Teachers learn about businesses during tour

By ANDY HALLMAN | Mar 24, 2014
Photo by: ANDY HALLMAN Linn Cornick, right, president of Bovard Studio, gives a tour of his business Friday to Fairfield Community School District teachers and principals. Bovard Studio was one of eight businesses to provide tours to school faculty. Fairfield School District superintendent Art Sathoff said he hopes the faculty will incorporate what they learned about business into their classroom instruction.

Teachers in the Fairfield Community School District toured several local businesses Friday as part of an in-service day.

Eight businesses offered tours to groups of teachers, who learned about each business’s history, its products, and skills necessary to work there. The project was a collaboration between the school district and the Fairfield Economic Development Association.

The eight businesses that hosted tours were Marathon Foto, Dexter, The Sky Factory, Cambridge Investment Research, the Jefferson County Health Center, Agri-Industrial Plastics, Creative Edge Mastershop and Bovard Studio. Rather than visiting all eight businesses, the teachers broke up into small groups that visited two of the eight sites.

Fairfield Community School District superintendent Art Sathoff said Friday’s in-service day was devoted to helping teachers gain a better understand of how businesses operate.

“As an example, Agri-Industrial Plastics gives you a look at advanced manufacturing, which is different from what we think of as a factory job,” he said. “I think that awareness on the part of teachers is important because it can have an impact on what they do in the classroom.”

Sathoff said teachers are going to pass on what they learned from Friday’s tours to their respective principals. He said he doesn’t necessarily expect the teachers to create lessons or units based on business, but he hopes the knowledge the teachers gained will allow them to prepare students for the world after high school.

Sathoff said the school district is doing more and more to prepare students for careers, and not just at the high school level, but at the middle school level, too. Knowing what jobs are available will help students make a decision about the skills they need to acquire in their post-secondary education.

“We know a high school diploma is not what it was once upon a time,” he said. “A lot more education is required today. A four-year college degree is what a high school diploma used to be.”

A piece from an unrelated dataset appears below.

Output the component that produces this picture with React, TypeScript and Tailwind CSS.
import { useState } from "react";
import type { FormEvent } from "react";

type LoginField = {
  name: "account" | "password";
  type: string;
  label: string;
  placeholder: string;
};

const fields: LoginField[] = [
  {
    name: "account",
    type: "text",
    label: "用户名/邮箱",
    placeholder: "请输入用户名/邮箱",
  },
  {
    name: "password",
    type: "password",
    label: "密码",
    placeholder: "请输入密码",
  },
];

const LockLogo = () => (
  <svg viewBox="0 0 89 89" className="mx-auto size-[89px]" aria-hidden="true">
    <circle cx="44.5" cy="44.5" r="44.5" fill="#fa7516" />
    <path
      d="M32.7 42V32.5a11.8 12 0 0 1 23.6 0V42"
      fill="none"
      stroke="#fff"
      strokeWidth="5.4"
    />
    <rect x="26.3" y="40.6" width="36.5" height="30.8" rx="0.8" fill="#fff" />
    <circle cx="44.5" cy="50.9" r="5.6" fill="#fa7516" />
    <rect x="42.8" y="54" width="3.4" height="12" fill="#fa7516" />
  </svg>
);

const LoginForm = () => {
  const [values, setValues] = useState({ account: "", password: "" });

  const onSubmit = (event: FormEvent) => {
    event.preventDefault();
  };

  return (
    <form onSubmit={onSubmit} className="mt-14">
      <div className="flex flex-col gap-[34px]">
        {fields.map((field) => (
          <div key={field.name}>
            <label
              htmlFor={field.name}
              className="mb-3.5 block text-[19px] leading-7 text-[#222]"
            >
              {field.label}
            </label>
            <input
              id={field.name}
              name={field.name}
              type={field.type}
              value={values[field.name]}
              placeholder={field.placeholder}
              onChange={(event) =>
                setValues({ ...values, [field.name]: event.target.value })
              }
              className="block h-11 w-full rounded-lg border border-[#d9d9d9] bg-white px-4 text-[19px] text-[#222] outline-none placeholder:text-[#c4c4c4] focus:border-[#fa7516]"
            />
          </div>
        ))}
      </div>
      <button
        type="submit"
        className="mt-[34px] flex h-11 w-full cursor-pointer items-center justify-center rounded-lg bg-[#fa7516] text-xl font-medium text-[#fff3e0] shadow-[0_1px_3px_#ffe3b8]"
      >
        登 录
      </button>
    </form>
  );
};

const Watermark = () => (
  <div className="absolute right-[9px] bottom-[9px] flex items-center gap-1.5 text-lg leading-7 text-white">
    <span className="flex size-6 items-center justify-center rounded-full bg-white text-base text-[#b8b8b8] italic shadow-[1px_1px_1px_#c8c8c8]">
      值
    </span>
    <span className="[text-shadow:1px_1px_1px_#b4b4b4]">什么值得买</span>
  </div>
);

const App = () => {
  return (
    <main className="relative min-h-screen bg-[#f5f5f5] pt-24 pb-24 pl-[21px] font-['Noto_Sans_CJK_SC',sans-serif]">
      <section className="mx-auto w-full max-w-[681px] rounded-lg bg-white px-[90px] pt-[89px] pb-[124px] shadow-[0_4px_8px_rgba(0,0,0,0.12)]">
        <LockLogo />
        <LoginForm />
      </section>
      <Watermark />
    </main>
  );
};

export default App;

Sathoff said it’s critical students and teachers alike are well informed about the job opportunities available to them to ensure they choose a career path that will pay dividends once they graduate from a trade school or college. He said college graduates across the country have been struggling to find work in their field, with 50 percent of them either unemployed or underemployed.

Apart from helping teachers understand the skills businesses look for, Friday’s tours served as a reminder that graduating seniors don’t have to go far to find high-paying jobs.

“The eight businesses on our list utilize a wide range of skills,” he said. “My older son works at Cambridge, which is nearing 600 employees. I got to know about Bovard Studio, too, because another son worked there as summer help. He was sweeping floors at first, and then he got to go with a crew to Boston to install stained-glass windows. I was in Honolulu once and I saw a floor that Creative Edge had done there. I hope what our teachers got out of the experience is that we have amazing local businesses with worldwide reach, and I hope that awareness gives them a long-range view of education.”

Sathoff said another advantage of the tours is that teachers will have an easier time showing their students how the material learned in the classroom is relevant to real-world employment opportunities. He said most teachers have probably experienced the challenge of explaining why it’s necessary to learn a concept to a student who doubts its relevance and sees no reason to learn it.

Although Friday’s event was just for the 134 teachers and six principals, students have also had the opportunity to tour local businesses. In February, 30 members of Fairfield High School Future Business Leaders of America toured Agri-Industrial Plastics. Sathoff said nothing but good things could result from a strong partnership between the schools and local businesses.

“I figured out a long time ago that whatever is good for Fairfield is good for the schools, and that whatever is good for the schools is good for Fairfield,” he said.